= RECORD EXTRACTS =

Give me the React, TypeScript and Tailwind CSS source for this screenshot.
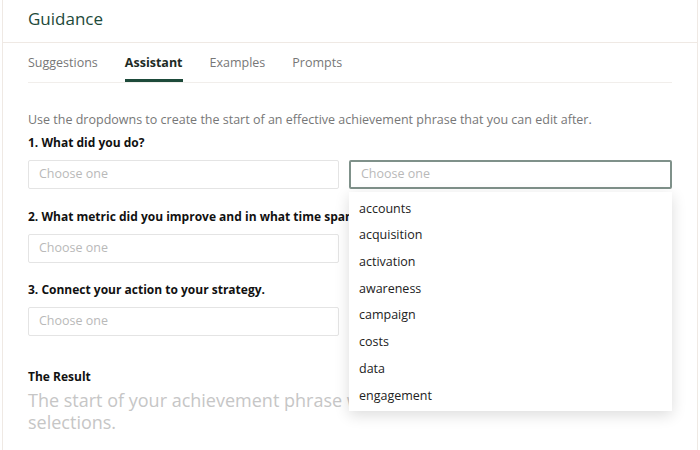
import { useState } from 'react';

const TABS = ['Suggestions', 'Assistant', 'Examples', 'Prompts'];

const ACTIONS = [
  'accounts',
  'acquisition',
  'activation',
  'awareness',
  'campaign',
  'costs',
  'data',
  'engagement',
];

// Plain select box with placeholder; `open` draws the focused state + option list
function ChooseBox({ open = false, options = [] as string[] }) {
  return (
    <div className="relative">
      <div
        className={
          open
            ? 'flex h-[29px] items-center rounded-[2px] border-2 border-[#7f918a] px-[10px] text-[12.5px] text-[#b9b9b9]'
            : 'flex h-[29px] items-center rounded-[2px] border border-[#e4e4e4] px-[10px] text-[12.5px] text-[#b9b9b9]'
        }
      >
        Choose one
      </div>
      {open && (
        <ul className="absolute left-0 right-0 top-[32px] z-10 bg-white pb-[2px] pt-[4px] shadow-[0_4px_14px_rgba(0,0,0,0.14)]">
          {options.map((o) => (
            <li key={o} className="flex h-[26.7px] items-center px-[10px] text-[12.5px] text-[#222]">
              {o}
            </li>
          ))}
        </ul>
      )}
    </div>
  );
}

export default function App() {
  const [tab] = useState('Assistant');

  return (
    <div className="h-[450px] w-[700px] overflow-hidden bg-white font-['Open_Sans',sans-serif]">
      <div className="mx-[2px] h-full border-x border-[#efe9e4]">
        {/* Header */}
        <div className="flex h-[43px] items-center border-b border-[#efe9e4] px-[25px] pb-[4px]">
          <h1 className="text-[17px] text-[#1d4a3a]">Guidance</h1>
        </div>

        <div className="px-[25px]">
          {/* Tabs */}
          <div className="flex h-[40px] gap-[27px] border-b border-[#f1eeeb]">
            {TABS.map((t) => (
              <div
                key={t}
                className={
                  t === tab
                    ? 'flex items-center border-b-[3px] border-[#1d4a3a] pt-[5px] text-[12.5px] font-bold text-[#1d2b25]'
                    : 'flex items-center pt-[2px] text-[12.5px] text-[#777]'
                }
              >
                {t}
              </div>
            ))}
          </div>

          <p className="mt-[28px] text-[12.5px] text-[#777]">
            Use the dropdowns to create the start of an effective achievement phrase that you can edit after.
          </p>

          <h3 className="mt-[4px] text-[12px] font-bold text-[#111]">1. What did you do?</h3>
          <div className="mt-[8px] grid grid-cols-[311px_1fr] gap-[10px]">
            <ChooseBox />
            <ChooseBox open options={ACTIONS} />
          </div>

          <h3 className="mt-[19px] text-[12px] font-bold text-[#111]">
            2. What metric did you improve and in what time span?
          </h3>
          <div className="mt-[8px] grid grid-cols-[311px_1fr] gap-[10px]">
            <ChooseBox />
            <ChooseBox />
          </div>

          <h3 className="mt-[18px] text-[12px] font-bold text-[#111]">3. Connect your action to your strategy.</h3>
          <div className="mt-[8px] grid grid-cols-[311px_1fr] gap-[10px]">
            <ChooseBox />
            <ChooseBox />
          </div>

          <h3 className="mt-[32px] text-[12px] font-bold text-[#111]">The Result</h3>
          <p className="mt-[3px] text-[18px] leading-[22px] text-[#c6c6c6]">
            The start of your achievement phrase will appear here based on your selections.
          </p>
        </div>
      </div>
    </div>
  );
}
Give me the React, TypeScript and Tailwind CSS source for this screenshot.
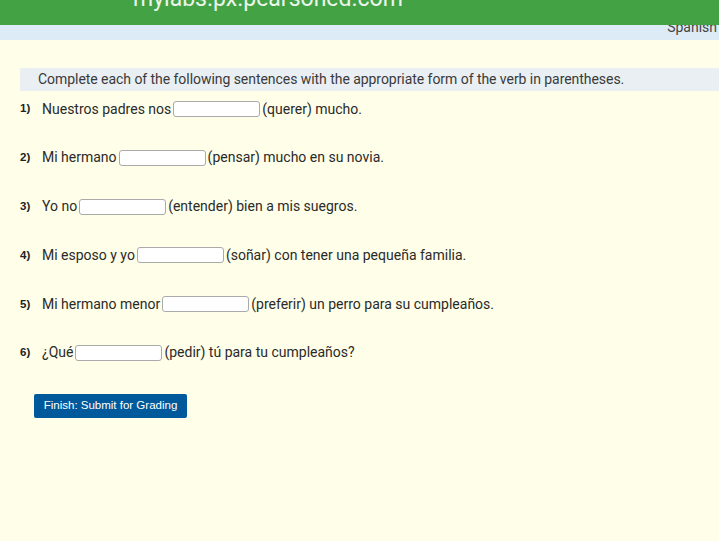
const items = [
  { before: "Nuestros padres nos", after: "(querer) mucho." },
  { before: "Mi hermano", after: "(pensar) mucho en su novia." },
  { before: "Yo no", after: "(entender) bien a mis suegros." },
  { before: "Mi esposo y yo", after: "(soñar) con tener una pequeña familia." },
  { before: "Mi hermano menor", after: "(preferir) un perro para su cumpleaños." },
  { before: "¿Qué", after: "(pedir) tú para tu cumpleaños?" },
];

export default function App() {
  return (
    <div className="w-[719px] h-[541px] overflow-hidden bg-[#fefee9] font-['Roboto',sans-serif] text-[#333]">
      <div className="relative z-10 h-[25px] bg-[#43a244] overflow-hidden">
        <div className="pl-[133px] mt-[-14px] text-[23px] leading-[26px] text-white/90 font-['Roboto',sans-serif]">
          mylabs.px.pearsoned.com
        </div>
      </div>
      <div className="h-[15px] bg-[#dcebf5] overflow-hidden flex justify-end">
        <span className="mt-[-6px] pr-[2px] text-[14px] leading-[16px] text-[#444]">Spanish</span>
      </div>

      <div className="pt-[28px] pl-[20px]">
        <div className="h-[23px] bg-[#e9eff3] pl-[18px] flex items-center text-[14px] tracking-[-0.05px] text-[#3a3a3a]">
          Complete each of the following sentences with the appropriate form of the verb in parentheses.
        </div>

        <ol className="mt-[10px] flex flex-col gap-[32.8px]">
          {items.map((item, i) => (
            <li key={i} className="h-[16px] flex items-center text-[14px] text-[#2a2a2a]">
              <span className="w-[22px] font-['Liberation_Sans',sans-serif] font-bold text-[11.5px] text-[#222]">
                {i + 1})
              </span>
              <span className="mr-[2px]">{item.before}</span>
              <input
                type="text"
                className="w-[87px] h-[16px] bg-white border border-[#aaaaaa] rounded-[3px] mr-[2px]"
              />
              <span>{item.after}</span>
            </li>
          ))}
        </ol>

        <button className="mt-[33px] ml-[14px] w-[153px] h-[24px] bg-[#00599a] text-white rounded-[2px] font-['Liberation_Sans',sans-serif] text-[11.5px]">
          Finish: Submit for Grading
        </button>
      </div>
    </div>
  );
}
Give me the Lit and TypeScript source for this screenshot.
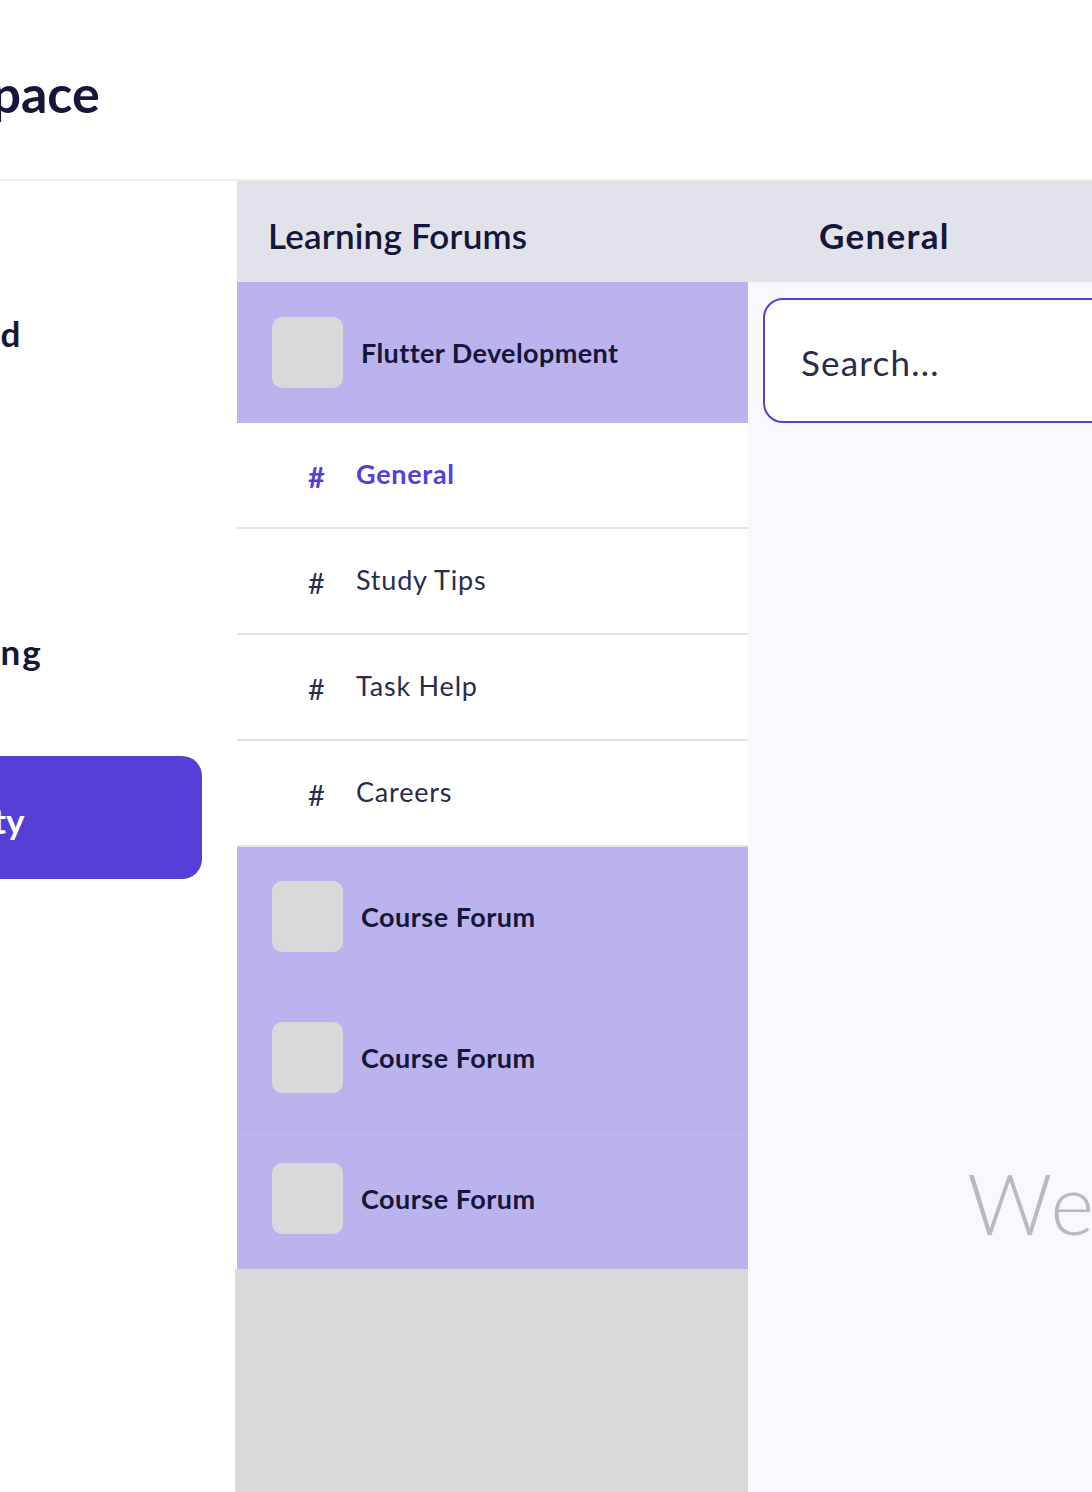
import { LitElement, html, css } from 'lit';
import { customElement } from 'lit/decorators.js';

const NAV = [
  { label: 'Dashboard', cls: 'dashboard' },
  { label: 'Courses', cls: '' },
  { label: 'Networking', cls: 'networking' },
  { label: 'Community', cls: 'active' },
];

const CHANNELS = ['General', 'Study Tips', 'Task Help', 'Careers'];

@customElement('app-root')
export class AppRoot extends LitElement {
  static override styles = css`
    :host {
      display: block;
      width: 1092px;
      height: 1492px;
      overflow: hidden;
      background: #fff;
      color: #14163a;
      font-family: 'Lato', 'Noto Sans', sans-serif;
    }

    .topbar {
      height: 181px;
      box-sizing: border-box;
      border-bottom: 2px solid #eeeef4;
      display: flex;
      align-items: center;
      padding-top: 6px;
    }

    .brand {
      margin-left: -160px;
      font-size: 52px;
      font-weight: 700;
      white-space: nowrap;
    }

    .body {
      display: flex;
      height: 1311px;
    }

    .sidebar {
      width: 237px;
      flex: none;
      box-sizing: border-box;
      padding: 92px 35px 0 0;
      display: flex;
      flex-direction: column;
      gap: 38px;
    }

    .nav-item {
      height: 123px;
      box-sizing: border-box;
      margin-left: -150px;
      display: flex;
      align-items: center;
      font-size: 35px;
      font-weight: 700;
      white-space: nowrap;
      border-radius: 20px;
    }

    .nav-item.dashboard {
      padding-bottom: 4px;
      letter-spacing: 3px;
    }

    .nav-item.dashboard .label {
      margin-left: -23px;
    }

    .nav-item.networking {
      padding-bottom: 12px;
      letter-spacing: 2px;
    }

    .nav-item.networking .label {
      margin-left: -12px;
    }

    .nav-item.active {
      background: #5540d7;
      color: #fff;
      padding-top: 4px;
    }

    .nav-item.active .label {
      margin-left: -7px;
    }

    .content {
      flex: 1;
      min-width: 0;
      display: flex;
      flex-direction: column;
    }

    .heads {
      height: 101px;
      flex: none;
      box-sizing: border-box;
      background: #e1e2ea;
      display: flex;
      align-items: center;
      padding-top: 6px;
      font-size: 35px;
      font-weight: 700;
    }

    .heads .left {
      width: 511px;
      box-sizing: border-box;
      padding-left: 31px;
      font-weight: 600;
      letter-spacing: 0.2px;
    }

    .heads .right {
      padding-left: 71px;
      letter-spacing: 1.3px;
    }

    .panes {
      flex: 1;
      display: flex;
      min-height: 0;
    }

    .forums {
      width: 511px;
      flex: none;
      display: flex;
      flex-direction: column;
    }

    .forum {
      height: 141px;
      flex: none;
      box-sizing: border-box;
      background: #bbb3ed;
      display: flex;
      align-items: center;
      gap: 18px;
      padding-left: 35px;
      font-size: 27px;
      font-weight: 700;
      letter-spacing: 0.4px;
    }

    .forum.course {
      height: 140.67px;
      letter-spacing: 0.5px;
      padding-bottom: 1px;
    }

    .forum.course + .forum.course {
      border-top: 1px solid #b5adea;
    }

    .thumb {
      width: 71px;
      height: 71px;
      flex: none;
      background: #d9d9d9;
      border-radius: 10px;
    }

    .channel {
      height: 106px;
      flex: none;
      box-sizing: border-box;
      display: flex;
      align-items: center;
      padding-left: 71px;
      padding-bottom: 4px;
      font-size: 27px;
      letter-spacing: 0.8px;
      color: #2a2c4c;
      border-bottom: 2px solid #e1e2ea;
    }

    .channel.active {
      color: #5540d7;
      font-weight: 700;
      letter-spacing: 0.7px;
    }

    .hash {
      width: 48px;
      flex: none;
      font-size: 29px;
      letter-spacing: 0;
      position: relative;
      top: 3px;
    }

    .filler {
      flex: 1;
      margin-left: -2px;
      background: #d9d9d9;
    }

    .chat {
      flex: 1;
      min-width: 0;
      background: #f7f7fc;
      padding: 16px 0 0 15px;
    }

    .search {
      height: 125px;
      margin-right: -40px;
      box-sizing: border-box;
      background: #fff;
      border: 2px solid #5540d7;
      border-radius: 20px;
      display: flex;
      align-items: center;
      padding: 3px 0 0 36px;
      font-size: 35px;
      letter-spacing: 1.2px;
      color: #2a2c4c;
    }

    .welcome {
      margin: 730px 0 0 204px;
      font-size: 84px;
      font-weight: 300;
      line-height: 100px;
      letter-spacing: 2px;
      color: #b9b9be;
      white-space: nowrap;
    }
  `;

  private renderForum(name: string, cls: string) {
    return html`<div class="forum ${cls}">
      <div class="thumb"></div>
      <span>${name}</span>
    </div>`;
  }

  override render() {
    return html`
      <div class="topbar"><div class="brand">Workspace</div></div>
      <div class="body">
        <nav class="sidebar">
          ${NAV.map(
            (n) => html`<div class="nav-item ${n.cls}"><span class="label">${n.label}</span></div>`
          )}
        </nav>
        <div class="content">
          <div class="heads">
            <div class="left">Learning Forums</div>
            <div class="right">General</div>
          </div>
          <div class="panes">
            <div class="forums">
              ${this.renderForum('Flutter Development', '')}
              ${CHANNELS.map(
                (c, i) => html`<div class="channel ${i === 0 ? 'active' : ''}">
                  <span class="hash">#</span>${c}
                </div>`
              )}
              ${this.renderForum('Course Forum', 'course')}
              ${this.renderForum('Course Forum', 'course')}
              ${this.renderForum('Course Forum', 'course')}
              <div class="filler"></div>
            </div>
            <div class="chat">
              <div class="search">Search...</div>
              <div class="welcome">Welcome</div>
            </div>
          </div>
        </div>
      </div>
    `;
  }
}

= PROBLEM =
Copy nothing but the lines from the first one in the listing through the line with "['Suggestions', 'Assistant', 'Examples', 'Prompts'];", and omit the pictures.

= SOLUTION =
Give me the React, TypeScript and Tailwind CSS source for this screenshot.
import { useState } from 'react';

const TABS = ['Suggestions', 'Assistant', 'Examples', 'Prompts'];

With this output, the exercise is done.